Some protests were far quieter, such as the one held by elementary school students at Public School 40 in Manhattan. Parents signed their young children out of school for a moment of silence.

Carla O’Connor, who has two daughters in 5th grade at PS 40, said her family made signs together last night as they talked about the meaning behind the protest. Shielding young students from the truth, she said, only deprives them of the understanding that these are important issues.

“We talk about all the latest topics because they learn anyway,” said O’Connor said, whose daughters made signs saying “Control Gun Usage” and “Strict Gun Laws.” “They know what lockdown drills are for.”

Many of the walkouts appeared to have died down by mid-morning, perhaps since school officials said that students wouldn’t be punished aside from a notation in their attendance records if they returned to class afterwards.

Indeed, students at the Urban Assembly Gateway School for Technology and Stephen T. Mather Building Arts Craftsmanship High School in Hell’s Kitchen quickly returned to class. “It’s 10:18!” one of the student organizers shouted out.

Other protests and rallies were expected to be held throughout Wednesday afternoon. Students may attend events after the walkout with the permission of a parent or guardian. And the protests appeared to be largely peaceful.

Students’ reasons for taking to the streets are diverse, they told us. In a state that already has strict gun laws, some want to push for national change. Others say they’re frustrated with the solutions that adults have offered, such as arming teachers or relying more heavily on metal detectors.

What unites them, they told us, is a desire to honor the 14 teenagers and three teachers who were gunned down at Marjory Stoneman Douglas High School one month ago — and to influence the debate locally about how schools should respond to violence. Meet some of the students who are leading today’s protests.

PHOTO: Christina Veiga
Students at the Grace Dodge campus in the Bronx walked out Wednesday morning.

Quaseem Aziz, a senior at Stephen T. Mather Building Arts Craftsmanship High School, inside the Hell’s Kitchen campus, said the protest was important to him because “There’s been a lot of gun violence going on and nobody’s been really talking about it. It’s important that people know they’re not alone.”

Bryan Aju, a sophomore at High School for Energy and Technology who helped organize the walkout at the Grace Dodge campus, said protesters were hoping to “have our voices heard,” particularly the Department of Education.

“I feel like we go to a jail instead of a school,” he said. “And that’s why we did what we did today. Because we need that to stop… No more cops. No more SSAs. What we need are more counselors and social workers so that, whatever issues a student has, they can help.”

Aju and other students stopped a planned rally outside of a Department of Education building an hour early after seeing a heavy police presence.

Not all students walking out Wednesday were in agreement about how to address gun violence and safety in schools, of course.

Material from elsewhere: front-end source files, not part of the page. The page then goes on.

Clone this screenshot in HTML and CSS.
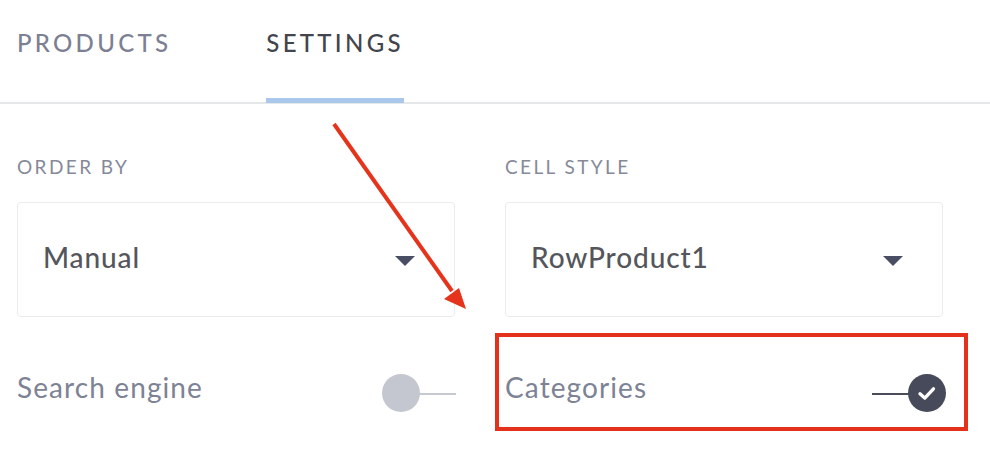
FILE: index.html
```html
<!DOCTYPE html>
<html>
<head>
<meta charset="utf-8">
<link rel="stylesheet" href="styles.css">
</head>
<body>
<div class="page">
  <nav class="tabs">
    <div class="tab">PRODUCTS</div>
    <div class="tab active">SETTINGS</div>
  </nav>
  <main class="settings">
    <section class="field">
      <div class="label">ORDER BY</div>
      <div class="select"><span>Manual</span><i class="caret"></i></div>
    </section>
    <section class="field">
      <div class="label">CELL STYLE</div>
      <div class="select"><span>RowProduct1</span><i class="caret"></i></div>
    </section>
    <div class="toggle-row">
      <span class="toggle-label">Search engine</span>
      <span class="toggle off"><span class="track"></span><span class="knob"></span></span>
    </div>
    <div class="toggle-row">
      <span class="toggle-label">Categories</span>
      <span class="toggle on"><span class="track"></span><span class="knob"><svg viewBox="0 0 20 20" width="28" height="28"><path d="M5 10.6 L8.4 13.6 L14.6 7" fill="none" stroke="#fff" stroke-width="2.4" stroke-linecap="round" stroke-linejoin="round"/></svg></span></span>
    </div>
  </main>
  <div class="highlight"></div>
  <svg class="arrow" width="990" height="464" viewBox="0 0 990 464">
    <line x1="334" y1="124" x2="452" y2="291" stroke="#e5341b" stroke-width="4"/>
    <polygon points="466,309 444,299 459,288" fill="#e5341b"/>
  </svg>
</div>
</body>
</html>
```

FILE: styles.css
```css
html, body {
  margin: 0;
  padding: 0;
  background: #ffffff;
}
body {
  font-family: "Lato", "Open Sans", sans-serif;
}
.page {
  position: relative;
  width: 990px;
  height: 464px;
  overflow: hidden;
}
.tabs {
  display: flex;
  align-items: flex-start;
  gap: 95px;
  height: 102px;
  padding-left: 17px;
  border-bottom: 2px solid #e6e7e9;
}
.tab {
  box-sizing: border-box;
  height: 103px;
  padding-top: 29px;
  font-size: 24px;
  line-height: 28px;
  font-weight: 500;
  letter-spacing: 3.3px;
  color: #7c8092;
}
.tab.active {
  color: #43454d;
  border-bottom: 5px solid #a9c8eb;
}
.settings {
  display: grid;
  grid-template-columns: 438px 438px;
  column-gap: 50px;
  padding-left: 17px;
  padding-top: 51px;
}
.label {
  font-size: 19px;
  line-height: 24px;
  letter-spacing: 2.4px;
  color: #868a98;
}
.select {
  box-sizing: border-box;
  margin-top: 23px;
  height: 115px;
  border: 1px solid #ececee;
  border-radius: 4px;
  display: flex;
  align-items: center;
  justify-content: space-between;
  padding: 0 39px 0 25px;
  font-size: 28px;
  letter-spacing: 0.9px;
  color: #55565c;
  font-weight: 500;
}
.select span {
  margin-top: -5px;
}
.caret {
  width: 0;
  height: 0;
  border-left: 10px solid transparent;
  border-right: 10px solid transparent;
  border-top: 10px solid #4a4e64;
  margin-top: 2px;
}
.toggle-row {
  margin-top: 56px;
  height: 40px;
  display: flex;
  align-items: center;
  justify-content: space-between;
}
.toggle-label {
  font-size: 28px;
  letter-spacing: 1.1px;
  color: #7d8294;
  margin-top: -12px;
}
.toggle {
  position: relative;
  width: 74px;
  height: 38px;
  display: flex;
  align-items: center;
}
.toggle.off { margin-right: -1px; }
.toggle.on { margin-right: -3px; }
.track {
  position: absolute;
  top: 19px;
  height: 2px;
}
.toggle.off .track {
  left: 36px;
  right: 0;
  background: #c6c9d1;
}
.toggle.on .track {
  left: 0;
  right: 36px;
  background: #4a4c5a;
}
.knob {
  position: absolute;
  top: 0;
  width: 38px;
  height: 38px;
  border-radius: 50%;
  display: flex;
  align-items: center;
  justify-content: center;
}
.toggle.off .knob {
  left: 0;
  background: #c4c7cf;
}
.toggle.on .knob {
  right: 0;
  background: #474a5b;
}
.highlight {
  position: absolute;
  left: 495px;
  top: 333px;
  width: 465px;
  height: 90px;
  border: 4px solid #e3311c;
}
.arrow {
  position: absolute;
  left: 0;
  top: 0;
}
```
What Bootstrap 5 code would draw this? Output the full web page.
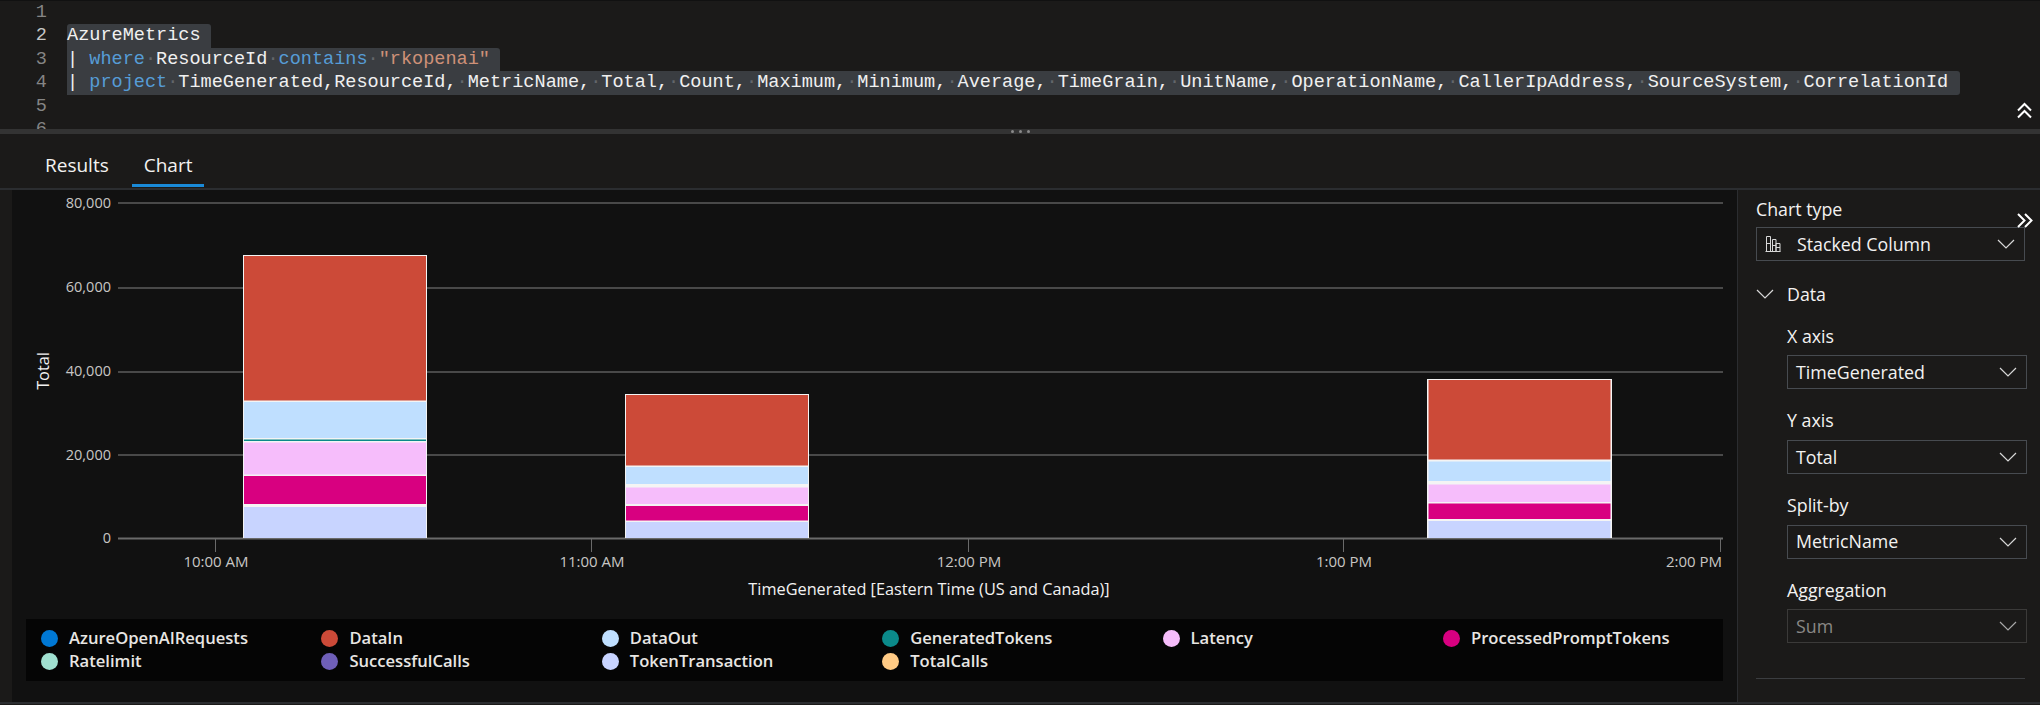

Houssainatou Diallo, a sophomore at Bronx Academy for Software Engineering, differed from some classmates by supporting metal detectors in schools. “I think they should keep it,” she said. “If we didn’t, people could walk in there with guns. Even students. Because there are students who are in gangs and carry those types of stuff or have access to those weapons and can go inside.”

City and state leaders were largely supportive of the students.The mayor joined students at Edward R. Murrow High School during the walkout Wednesday. “I have to help you understand one thing, in the decades and decades before this moment, we have never seen anything like what you are doing today,” he said. De Blasio, who stepped up random metal detector screenings as school following the Florida shooting, faced tough questions from students at a town hall meeting about school security last week.

Gov. Andrew Cuomo, United Federation of Teachers President Michael Mulgrew and American Federation of Teachers President Randi Weingarten joined students at Leadership and Public Service High School in Manhattan. Video from the protest shows Cuomo and Weingarten participating in a “lie in,” lying on the ground and clapping as students chanted “Gun control now!”

Some students said they hoped this time would be different — that the outpouring after Parkland would finally lead to solutions to end school shootings. Leanne Robles, 16, a sophomore at Bronx Academy for Software Engineering, personally advocates for more school counselors to help troubled students before they turn violent.

“After how many school shootings and safety issues, there has been no change at all,” she said, “and something needs to change.”